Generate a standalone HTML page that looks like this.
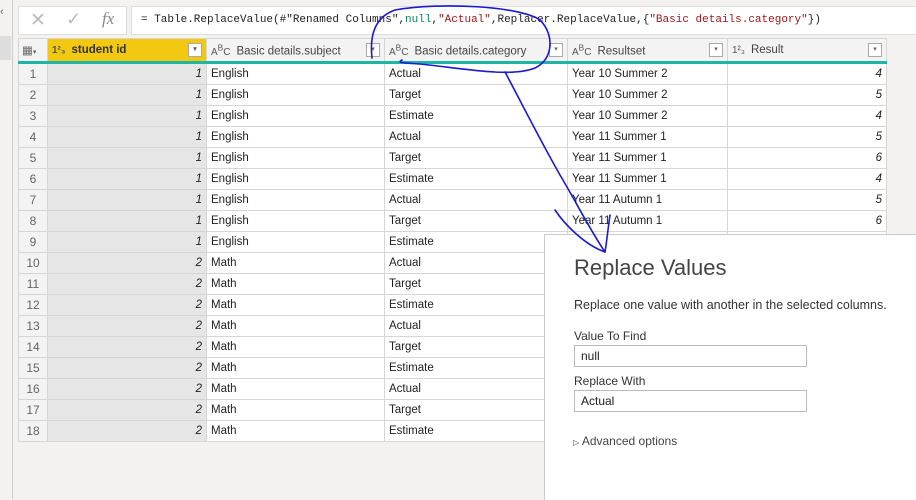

================

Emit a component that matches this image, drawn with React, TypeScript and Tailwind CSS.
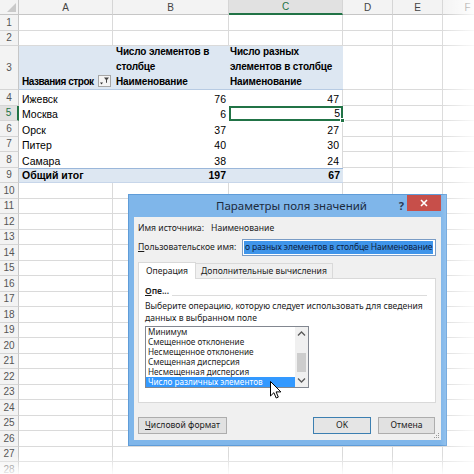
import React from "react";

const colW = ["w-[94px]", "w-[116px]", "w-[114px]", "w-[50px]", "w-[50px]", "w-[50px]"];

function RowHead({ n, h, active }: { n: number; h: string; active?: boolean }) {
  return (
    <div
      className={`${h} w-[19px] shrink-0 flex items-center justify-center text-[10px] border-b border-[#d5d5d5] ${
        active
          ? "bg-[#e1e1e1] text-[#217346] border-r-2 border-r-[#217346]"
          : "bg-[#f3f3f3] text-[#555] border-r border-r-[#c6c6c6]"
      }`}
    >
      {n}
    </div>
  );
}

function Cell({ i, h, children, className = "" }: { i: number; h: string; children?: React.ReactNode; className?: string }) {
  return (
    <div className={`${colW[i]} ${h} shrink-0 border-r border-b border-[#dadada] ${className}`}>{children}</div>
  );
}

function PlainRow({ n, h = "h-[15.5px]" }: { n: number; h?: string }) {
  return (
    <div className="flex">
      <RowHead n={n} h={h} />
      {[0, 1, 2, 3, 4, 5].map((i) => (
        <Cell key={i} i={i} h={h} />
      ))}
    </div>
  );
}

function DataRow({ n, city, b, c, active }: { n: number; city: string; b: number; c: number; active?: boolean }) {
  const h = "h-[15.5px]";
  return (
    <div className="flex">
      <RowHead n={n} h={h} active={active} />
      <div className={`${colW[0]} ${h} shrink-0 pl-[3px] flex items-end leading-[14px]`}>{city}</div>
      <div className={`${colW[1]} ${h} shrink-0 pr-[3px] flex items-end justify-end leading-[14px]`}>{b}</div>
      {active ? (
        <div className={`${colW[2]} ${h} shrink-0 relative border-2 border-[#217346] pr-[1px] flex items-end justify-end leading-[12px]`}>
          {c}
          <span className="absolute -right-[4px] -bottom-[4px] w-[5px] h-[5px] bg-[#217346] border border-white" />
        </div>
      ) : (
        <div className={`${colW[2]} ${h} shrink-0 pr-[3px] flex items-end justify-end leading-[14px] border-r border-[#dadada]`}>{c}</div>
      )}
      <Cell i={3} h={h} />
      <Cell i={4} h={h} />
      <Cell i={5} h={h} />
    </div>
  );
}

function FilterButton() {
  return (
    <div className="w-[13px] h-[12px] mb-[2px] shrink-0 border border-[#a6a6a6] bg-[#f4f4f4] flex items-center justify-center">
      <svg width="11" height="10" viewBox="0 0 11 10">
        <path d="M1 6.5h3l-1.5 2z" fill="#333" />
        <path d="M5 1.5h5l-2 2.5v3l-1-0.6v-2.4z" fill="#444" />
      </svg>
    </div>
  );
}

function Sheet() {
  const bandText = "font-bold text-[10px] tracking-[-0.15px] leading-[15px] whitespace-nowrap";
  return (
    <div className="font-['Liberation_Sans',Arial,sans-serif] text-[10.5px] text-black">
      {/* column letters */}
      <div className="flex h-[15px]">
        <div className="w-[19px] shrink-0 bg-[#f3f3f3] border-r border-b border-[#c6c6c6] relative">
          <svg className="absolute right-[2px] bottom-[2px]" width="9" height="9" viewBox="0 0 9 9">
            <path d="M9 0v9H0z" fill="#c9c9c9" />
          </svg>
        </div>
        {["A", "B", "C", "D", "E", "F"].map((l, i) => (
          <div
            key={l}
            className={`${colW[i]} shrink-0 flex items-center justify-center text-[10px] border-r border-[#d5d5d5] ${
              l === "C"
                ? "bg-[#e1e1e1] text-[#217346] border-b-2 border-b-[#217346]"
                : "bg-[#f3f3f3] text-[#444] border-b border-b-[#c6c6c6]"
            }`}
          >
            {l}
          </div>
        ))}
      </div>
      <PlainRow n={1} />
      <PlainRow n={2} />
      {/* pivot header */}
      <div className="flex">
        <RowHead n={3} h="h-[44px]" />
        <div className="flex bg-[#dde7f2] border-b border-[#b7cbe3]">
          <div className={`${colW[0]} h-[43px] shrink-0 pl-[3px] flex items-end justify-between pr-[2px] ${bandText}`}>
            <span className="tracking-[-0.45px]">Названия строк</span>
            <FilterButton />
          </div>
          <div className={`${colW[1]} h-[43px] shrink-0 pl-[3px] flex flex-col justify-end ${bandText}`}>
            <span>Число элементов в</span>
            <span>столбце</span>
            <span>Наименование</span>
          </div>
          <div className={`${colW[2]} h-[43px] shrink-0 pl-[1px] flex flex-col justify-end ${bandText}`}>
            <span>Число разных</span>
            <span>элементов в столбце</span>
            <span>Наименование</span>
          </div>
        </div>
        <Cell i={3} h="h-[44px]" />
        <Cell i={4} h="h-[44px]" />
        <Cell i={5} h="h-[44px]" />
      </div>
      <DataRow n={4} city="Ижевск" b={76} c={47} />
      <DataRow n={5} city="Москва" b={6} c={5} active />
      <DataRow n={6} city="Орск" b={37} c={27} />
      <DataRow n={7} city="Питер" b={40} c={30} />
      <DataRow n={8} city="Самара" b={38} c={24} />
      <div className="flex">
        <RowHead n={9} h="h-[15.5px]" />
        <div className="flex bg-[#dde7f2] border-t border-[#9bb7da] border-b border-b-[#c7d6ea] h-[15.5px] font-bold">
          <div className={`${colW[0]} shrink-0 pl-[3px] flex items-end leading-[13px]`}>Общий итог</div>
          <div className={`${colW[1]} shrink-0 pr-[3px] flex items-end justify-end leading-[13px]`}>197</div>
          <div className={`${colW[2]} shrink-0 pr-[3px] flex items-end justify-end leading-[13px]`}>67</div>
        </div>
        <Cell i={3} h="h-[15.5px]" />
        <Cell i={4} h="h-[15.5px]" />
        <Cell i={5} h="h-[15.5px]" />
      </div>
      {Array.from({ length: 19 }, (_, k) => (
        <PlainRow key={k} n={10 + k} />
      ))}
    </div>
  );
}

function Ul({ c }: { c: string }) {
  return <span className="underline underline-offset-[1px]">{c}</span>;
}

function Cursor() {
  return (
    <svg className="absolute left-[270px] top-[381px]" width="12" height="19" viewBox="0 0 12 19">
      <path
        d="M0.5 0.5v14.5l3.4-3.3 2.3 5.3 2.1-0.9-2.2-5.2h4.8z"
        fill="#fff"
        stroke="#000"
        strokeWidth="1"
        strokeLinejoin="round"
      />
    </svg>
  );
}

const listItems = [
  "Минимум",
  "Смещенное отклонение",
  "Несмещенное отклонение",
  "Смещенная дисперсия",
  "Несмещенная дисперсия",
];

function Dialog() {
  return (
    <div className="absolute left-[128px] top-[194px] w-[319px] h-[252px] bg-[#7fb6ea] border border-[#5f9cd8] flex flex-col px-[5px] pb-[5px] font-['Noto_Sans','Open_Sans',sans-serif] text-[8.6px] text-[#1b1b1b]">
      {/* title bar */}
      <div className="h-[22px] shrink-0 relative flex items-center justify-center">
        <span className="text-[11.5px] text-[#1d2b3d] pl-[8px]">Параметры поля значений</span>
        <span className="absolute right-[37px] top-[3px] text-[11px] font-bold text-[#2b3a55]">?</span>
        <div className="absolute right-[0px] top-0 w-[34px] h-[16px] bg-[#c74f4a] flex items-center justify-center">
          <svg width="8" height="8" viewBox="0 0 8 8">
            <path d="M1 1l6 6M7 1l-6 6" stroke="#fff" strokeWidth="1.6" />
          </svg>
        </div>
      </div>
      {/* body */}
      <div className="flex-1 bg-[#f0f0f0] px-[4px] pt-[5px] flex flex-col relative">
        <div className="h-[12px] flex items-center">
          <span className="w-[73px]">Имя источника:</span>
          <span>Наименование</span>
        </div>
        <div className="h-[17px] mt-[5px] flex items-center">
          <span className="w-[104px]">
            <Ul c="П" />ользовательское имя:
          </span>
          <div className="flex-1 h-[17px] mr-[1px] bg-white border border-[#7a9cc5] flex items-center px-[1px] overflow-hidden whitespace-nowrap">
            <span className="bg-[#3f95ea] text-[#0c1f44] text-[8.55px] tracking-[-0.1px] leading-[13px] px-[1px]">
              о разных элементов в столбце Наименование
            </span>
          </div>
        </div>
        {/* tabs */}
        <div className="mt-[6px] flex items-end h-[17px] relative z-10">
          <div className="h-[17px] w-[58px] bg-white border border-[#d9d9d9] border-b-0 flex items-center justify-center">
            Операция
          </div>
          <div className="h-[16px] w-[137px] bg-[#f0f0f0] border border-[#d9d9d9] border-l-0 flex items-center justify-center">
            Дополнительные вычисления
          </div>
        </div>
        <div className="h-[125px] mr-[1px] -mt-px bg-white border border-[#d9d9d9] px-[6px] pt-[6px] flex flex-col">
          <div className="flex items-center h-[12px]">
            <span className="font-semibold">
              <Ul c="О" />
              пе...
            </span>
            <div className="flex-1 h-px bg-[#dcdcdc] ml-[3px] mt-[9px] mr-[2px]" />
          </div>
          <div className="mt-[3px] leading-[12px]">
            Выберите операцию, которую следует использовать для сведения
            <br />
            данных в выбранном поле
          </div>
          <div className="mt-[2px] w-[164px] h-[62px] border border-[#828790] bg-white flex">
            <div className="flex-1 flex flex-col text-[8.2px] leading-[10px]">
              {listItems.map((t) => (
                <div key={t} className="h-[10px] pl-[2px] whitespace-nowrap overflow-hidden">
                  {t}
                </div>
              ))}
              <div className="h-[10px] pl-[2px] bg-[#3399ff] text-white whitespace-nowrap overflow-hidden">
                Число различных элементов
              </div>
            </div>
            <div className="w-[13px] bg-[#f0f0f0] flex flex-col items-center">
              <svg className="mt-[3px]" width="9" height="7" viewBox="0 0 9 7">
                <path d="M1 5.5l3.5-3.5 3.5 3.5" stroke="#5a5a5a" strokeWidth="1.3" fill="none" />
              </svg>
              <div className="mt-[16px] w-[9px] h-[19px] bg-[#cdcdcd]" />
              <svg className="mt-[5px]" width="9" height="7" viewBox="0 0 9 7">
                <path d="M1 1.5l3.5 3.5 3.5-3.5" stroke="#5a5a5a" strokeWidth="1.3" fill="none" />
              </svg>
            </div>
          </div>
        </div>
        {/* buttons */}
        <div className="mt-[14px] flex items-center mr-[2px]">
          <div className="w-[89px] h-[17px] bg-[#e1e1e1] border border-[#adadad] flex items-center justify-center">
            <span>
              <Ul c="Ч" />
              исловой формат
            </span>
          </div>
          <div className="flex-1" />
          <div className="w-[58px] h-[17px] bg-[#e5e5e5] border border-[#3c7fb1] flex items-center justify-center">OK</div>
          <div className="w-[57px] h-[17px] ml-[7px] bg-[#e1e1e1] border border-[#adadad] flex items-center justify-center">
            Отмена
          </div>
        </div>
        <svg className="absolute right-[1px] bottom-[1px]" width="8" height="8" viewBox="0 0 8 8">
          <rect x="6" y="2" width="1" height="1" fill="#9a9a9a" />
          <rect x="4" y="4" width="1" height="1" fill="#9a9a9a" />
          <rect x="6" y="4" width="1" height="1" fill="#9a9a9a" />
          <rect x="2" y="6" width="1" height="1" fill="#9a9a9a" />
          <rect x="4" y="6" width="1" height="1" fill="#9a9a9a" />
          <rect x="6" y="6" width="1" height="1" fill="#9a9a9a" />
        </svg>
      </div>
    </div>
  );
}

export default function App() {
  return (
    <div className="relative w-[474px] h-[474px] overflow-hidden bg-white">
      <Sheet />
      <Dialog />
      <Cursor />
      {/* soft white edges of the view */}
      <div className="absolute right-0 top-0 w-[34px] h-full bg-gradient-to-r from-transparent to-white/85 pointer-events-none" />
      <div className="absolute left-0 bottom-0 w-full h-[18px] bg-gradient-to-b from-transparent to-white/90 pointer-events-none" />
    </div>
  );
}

================

• **Directions for this task**: Give only the number of lines in the material above where the string "that" appears.

• **Final answer**: 2